PROBLEM TO SOLVE
Records follow. Select each line holding "React".

--- start ---

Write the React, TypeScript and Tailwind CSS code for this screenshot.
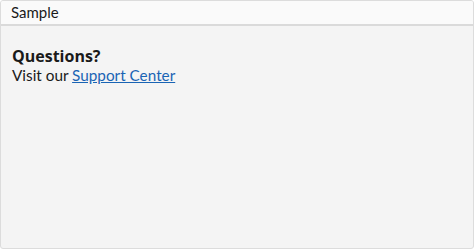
export default function App() {
  return (
    <div className="w-[474px] h-[249px] bg-white font-['Lato',sans-serif]">
      <div className="h-full flex flex-col border border-[#dcdcdc] rounded-[3px] overflow-hidden bg-[#f4f4f4]">
        {/* Header */}
        <div className="h-[25px] shrink-0 flex items-center px-[10px] bg-[#fafafa] border-b-2 border-[#dadada] text-[15px] text-[#1a1a1a]">
          Sample
        </div>
        {/* Body */}
        <div className="flex-1 px-[11px] pt-[21px] text-[#1a1a1a]">
          <div className="font-bold font-['Open_Sans',sans-serif] text-[16px] leading-[19px]">Questions?</div>
          <div className="text-[15.3px] leading-[19px]">
            Visit our{' '}
            <a href="#" className="text-[#1a64b4] underline">
              Support Center
            </a>
          </div>
        </div>
      </div>
    </div>
  );
}
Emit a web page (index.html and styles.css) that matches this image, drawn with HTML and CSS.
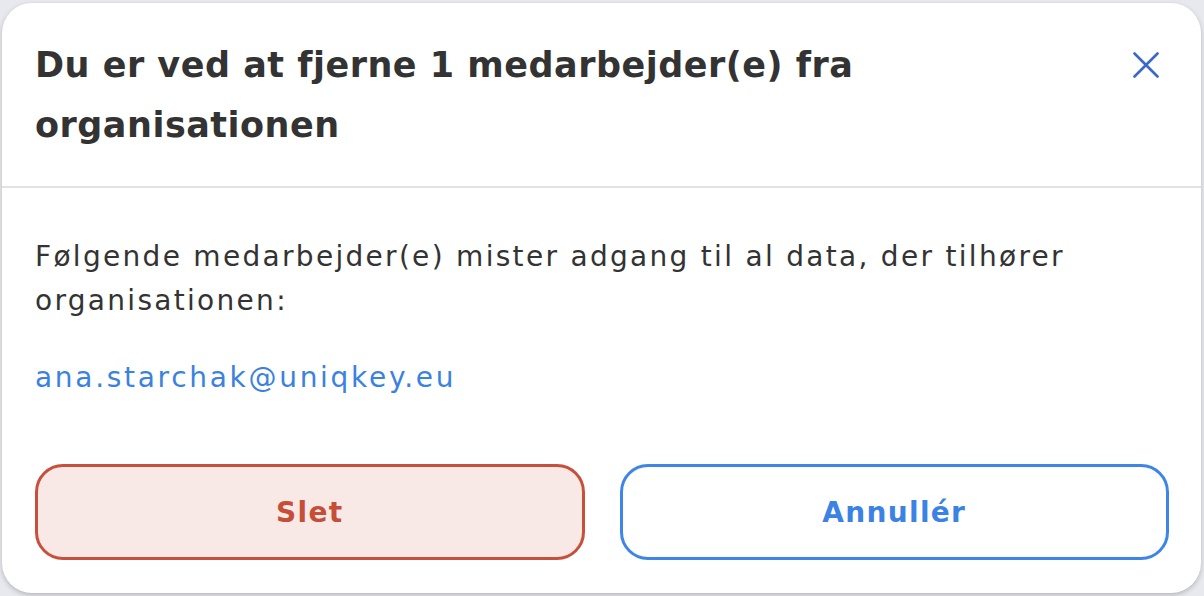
FILE: index.html
```html
<!doctype html>
<html>
 <head>
  <title>Fjern medarbejder</title>
  <link rel="stylesheet" href="styles.css">
 </head>
 <body>
  <div class="dialog">
   <div class="dialog-header">
    <h1>Du er ved at fjerne 1 medarbejder(e) fra organisationen</h1>
    <button class="btn-close" aria-label="Luk">
     <svg width="26" height="26" viewBox="0 0 26 26">
      <path d="M1.5 1.5 L24.5 24.5 M24.5 1.5 L1.5 24.5" stroke="currentColor" stroke-width="2.6" stroke-linecap="round" fill="none"/>
     </svg>
    </button>
   </div>
   <div class="dialog-body">
    <p class="text">Følgende medarbejder(e) mister adgang til al data, der tilhører organisationen:</p>
    <p class="email">ana.starchak@uniqkey.eu</p>
    <div class="actions">
     <button class="btn btn-delete">Slet</button>
     <button class="btn btn-cancel">Annullér</button>
    </div>
   </div>
  </div>
 </body>
</html>
```
FILE: styles.css
```css
body {
  margin: 0;
  padding: 3px 3px 3px 2px;
  background-color: #e8e9ee;
  font-family: "DejaVu Sans", sans-serif;
  color: #333;
}

.dialog {
  width: 1199px;
  height: 590px;
  box-sizing: border-box;
  background-color: #fff;
  border-radius: 30px;
  box-shadow: 0 2px 5px rgba(0, 0, 0, 0.22);
  overflow: hidden;
}

.dialog-header {
  display: flex;
  align-items: flex-start;
  justify-content: space-between;
  gap: 60px;
  padding: 32px 42px 31px 33px;
  border-bottom: 2px solid #e2e2e4;
}

.dialog-header h1 {
  margin: 0;
  font-size: 35px;
  line-height: 60px;
  font-weight: bold;
  letter-spacing: 0.5px;
  color: #333;
}

.btn-close {
  flex: none;
  margin-top: 17px;
  padding: 0;
  border: none;
  background: none;
  color: #3b67c9;
  line-height: 0;
  cursor: pointer;
}

.dialog-body {
  padding: 47px 32px 33px 33px;
}

.text {
  margin: 0;
  font-size: 28px;
  line-height: 44px;
  letter-spacing: 2.3px;
}

.email {
  margin: 33px 0 0;
  font-size: 28px;
  line-height: 44px;
  letter-spacing: 2.7px;
  color: #3b82e0;
}

.actions {
  display: flex;
  gap: 35px;
  margin-top: 64px;
}

.btn {
  flex: 1;
  height: 96px;
  border-radius: 28px;
  font-family: "DejaVu Sans", sans-serif;
  font-size: 28px;
  font-weight: bold;
  letter-spacing: 1.3px;
  cursor: pointer;
}

.btn-delete {
  background-color: #f8e8e6;
  border: 3px solid #c8503b;
  color: #c44e38;
}

.btn-cancel {
  background-color: #fff;
  border: 3px solid #3d85e6;
  color: #3b82e4;
}
```
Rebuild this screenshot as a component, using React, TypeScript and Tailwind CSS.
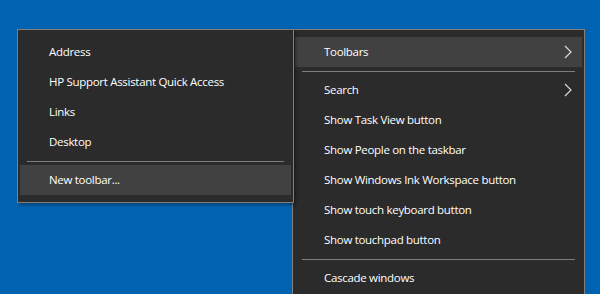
const font = { fontFamily: '"Segoe UI", "Open Sans", "Noto Sans", sans-serif' };

function Chevron() {
  return (
    <svg width="8" height="14" viewBox="0 0 8 14" className="text-[#d9d9d9]">
      <polyline points="1,1 7,7 1,13" fill="none" stroke="currentColor" strokeWidth="1.2" />
    </svg>
  );
}

function Item({ label, active, sub }: { label: string; active?: boolean; sub?: boolean }) {
  return (
    <div
      className={`mx-[2px] h-[30px] flex items-center justify-between pl-[29px] pr-[10px] text-[11.5px] tracking-[-0.3px] text-white ${
        active ? "bg-[#414141]" : ""
      }`}
    >
      <span>{label}</span>
      {sub && <Chevron />}
    </div>
  );
}

function Sep() {
  return (
    <div className="h-[8px] flex items-center px-[9px]">
      <div className="h-px w-full bg-[#7d7d7d]" />
    </div>
  );
}

export default function App() {
  return (
    <div className="relative w-[600px] h-[294px] overflow-hidden bg-[#0063b1]" style={font}>
      {/* main taskbar menu */}
      <div className="absolute left-[292px] top-[29px] w-[293px] h-[300px] border border-[#808080] bg-[#2b2b2b] py-[7px]">
        <Item label="Toolbars" active sub />
        <Sep />
        <Item label="Search" sub />
        <Item label="Show Task View button" />
        <Item label="Show People on the taskbar" />
        <Item label="Show Windows Ink Workspace button" />
        <Item label="Show touch keyboard button" />
        <Item label="Show touchpad button" />
        <Sep />
        <Item label="Cascade windows" />
      </div>

      {/* toolbars submenu */}
      <div className="absolute left-[17px] top-[29px] w-[277px] border border-[#808080] bg-[#2b2b2b] py-[7px] shadow-[2px_2px_3px_rgba(0,0,0,0.35)]">
        <Item label="Address" />
        <Item label="HP Support Assistant Quick Access" />
        <Item label="Links" />
        <Item label="Desktop" />
        <Sep />
        <Item label="New toolbar..." active />
      </div>
    </div>
  );
}
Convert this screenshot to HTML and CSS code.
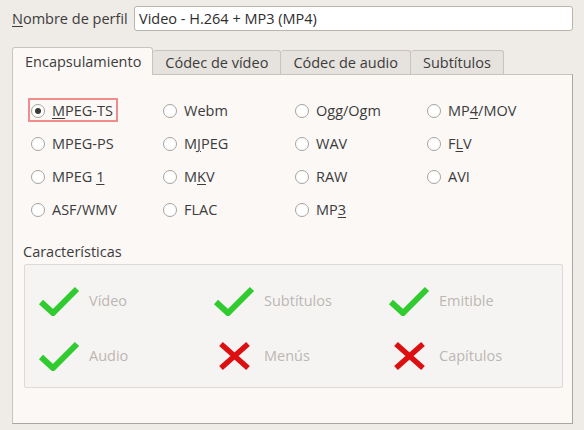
FILE: index.html
```html
<!DOCTYPE html>
<html>
<head>
<meta charset="utf-8">
<link rel="stylesheet" href="styles.css">
</head>
<body>
<div class="win">
  <div class="name-row">
    <label class="name-label"><u>N</u>ombre de perfil</label>
    <div class="entry">Video - H.264 + MP3 (MP4)</div>
  </div>
  <div class="tabs">
    <div class="tab active">Encapsulamiento</div>
    <div class="tab">Códec de vídeo</div>
    <div class="tab">Códec de audio</div>
    <div class="tab">Subtítulos</div>
  </div>
  <div class="panel">
    <div class="radios">
      <div class="radio focus"><span class="dot on"></span><span><u>M</u>PEG-TS</span></div>
      <div class="radio"><span class="dot"></span><span>Webm</span></div>
      <div class="radio"><span class="dot"></span><span>Ogg/Ogm</span></div>
      <div class="radio"><span class="dot"></span><span>MP<u>4</u>/MOV</span></div>
      <div class="radio"><span class="dot"></span><span>MPEG-PS</span></div>
      <div class="radio"><span class="dot"></span><span>M<u>J</u>PEG</span></div>
      <div class="radio"><span class="dot"></span><span>WAV</span></div>
      <div class="radio"><span class="dot"></span><span>F<u>L</u>V</span></div>
      <div class="radio"><span class="dot"></span><span>MPEG <u>1</u></span></div>
      <div class="radio"><span class="dot"></span><span>M<u>K</u>V</span></div>
      <div class="radio"><span class="dot"></span><span>RAW</span></div>
      <div class="radio"><span class="dot"></span><span>AVI</span></div>
      <div class="radio"><span class="dot"></span><span>ASF/WMV</span></div>
      <div class="radio"><span class="dot"></span><span>FLAC</span></div>
      <div class="radio"><span class="dot"></span><span>MP<u>3</u></span></div>
    </div>
    <div class="feat-title">Características</div>
    <div class="feat-box">
      <div class="feat"><svg class="ico" viewBox="0 0 42 30"><polyline points="3,16 15,27 39,3" class="ok"/></svg><span>Vídeo</span></div>
      <div class="feat"><svg class="ico" viewBox="0 0 42 30"><polyline points="3,16 15,27 39,3" class="ok"/></svg><span>Subtítulos</span></div>
      <div class="feat"><svg class="ico" viewBox="0 0 42 30"><polyline points="3,16 15,27 39,3" class="ok"/></svg><span>Emitible</span></div>
      <div class="feat"><svg class="ico" viewBox="0 0 42 30"><polyline points="3,16 15,27 39,3" class="ok"/></svg><span>Audio</span></div>
      <div class="feat"><svg class="ico" viewBox="0 0 42 30"><path d="M8,3 L35,27 M35,3 L8,27" class="no"/></svg><span>Menús</span></div>
      <div class="feat"><svg class="ico" viewBox="0 0 42 30"><path d="M8,3 L35,27 M35,3 L8,27" class="no"/></svg><span>Capítulos</span></div>
    </div>
  </div>
</div>
</body>
</html>
```
FILE: styles.css
```css
html, body {
  margin: 0;
  padding: 0;
  background: #efebe7;
}
body {
  width: 584px;
  height: 430px;
  overflow: hidden;
  font-family: "Open Sans", "Noto Sans", sans-serif;
  font-size: 14.5px;
  color: #3c3c3c;
}
u {
  text-decoration: underline;
  text-underline-offset: 2px;
}
.win {
  padding: 6px 11px 0 12px;
}
.name-row {
  display: flex;
  align-items: center;
  height: 25px;
}
.name-label {
  width: 122px;
  flex: none;
}
.entry {
  flex: 1;
  height: 23px;
  line-height: 23px;
  border: 1px solid #b9b4ae;
  border-radius: 3px;
  background: #ffffff;
  padding: 0 4px;
  color: #2e2e2e;
}
.tabs {
  display: flex;
  align-items: flex-end;
  margin-top: 16px;
  height: 27px;
}
.tab {
  height: 23px;
  line-height: 23px;
  padding: 0 12px;
  background: #e6e2de;
  border: 1px solid #c8c3be;
  border-bottom: none;
  border-left: none;
  border-radius: 3px 3px 0 0;
}
.tab.active {
  height: 27px;
  line-height: 27px;
  background: #fbf8f6;
  border-left: 1px solid #c8c3be;
  position: relative;
  top: 1px;
  padding: 0 11px 0 12px;
}
.panel {
  background: #fbf8f6;
  border: 1px solid #c8c3be;
  border-right-color: #a9a5a1;
  border-bottom-color: #a9a5a1;
  height: 350px;
  box-sizing: border-box;
  padding: 19px 10px 0 18px;
}
.radios {
  display: grid;
  grid-template-columns: repeat(4, 132px);
  grid-auto-rows: 33px;
}
.radio {
  display: flex;
  align-items: center;
  gap: 7px;
  justify-self: start;
  position: relative;
}
.radio.focus::before {
  content: "";
  position: absolute;
  left: -3px;
  right: -5px;
  top: 4px;
  bottom: 5px;
  border: 2px solid #f08c8c;
}
.dot {
  width: 12px;
  height: 12px;
  border: 1px solid #a6a29e;
  border-radius: 50%;
  background: #ffffff;
  flex: none;
  position: relative;
}
.dot.on::after {
  content: "";
  position: absolute;
  left: 3px;
  top: 3px;
  width: 6px;
  height: 6px;
  border-radius: 50%;
  background: #3a3a3a;
}
.feat-title {
  margin-top: 16px;
  margin-left: -8px;
  height: 22px;
  line-height: 20px;
}
.feat-box {
  margin-left: -7px;
  width: 539px;
  height: 124px;
  box-sizing: border-box;
  border: 1px solid #ddd9d5;
  background: #f6f4f2;
  border-radius: 2px;
  display: grid;
  grid-template-columns: 175px 175px 1fr;
  grid-template-rows: 55px 55px;
  padding: 8px 0 0 13px;
}
.feat {
  display: flex;
  align-items: center;
  gap: 9px;
  color: #bcb7b3;
}
.ico {
  width: 42px;
  height: 30px;
  flex: none;
}
.ok {
  fill: none;
  stroke: #2fcb2f;
  stroke-width: 6;
}
.no {
  fill: none;
  stroke: #dc1010;
  stroke-width: 5.5;
}
```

--- end ---

RESPONSE
Write the React, TypeScript and Tailwind CSS code for this screenshot.
Rebuild this screenshot as a component, using React, TypeScript and Tailwind CSS.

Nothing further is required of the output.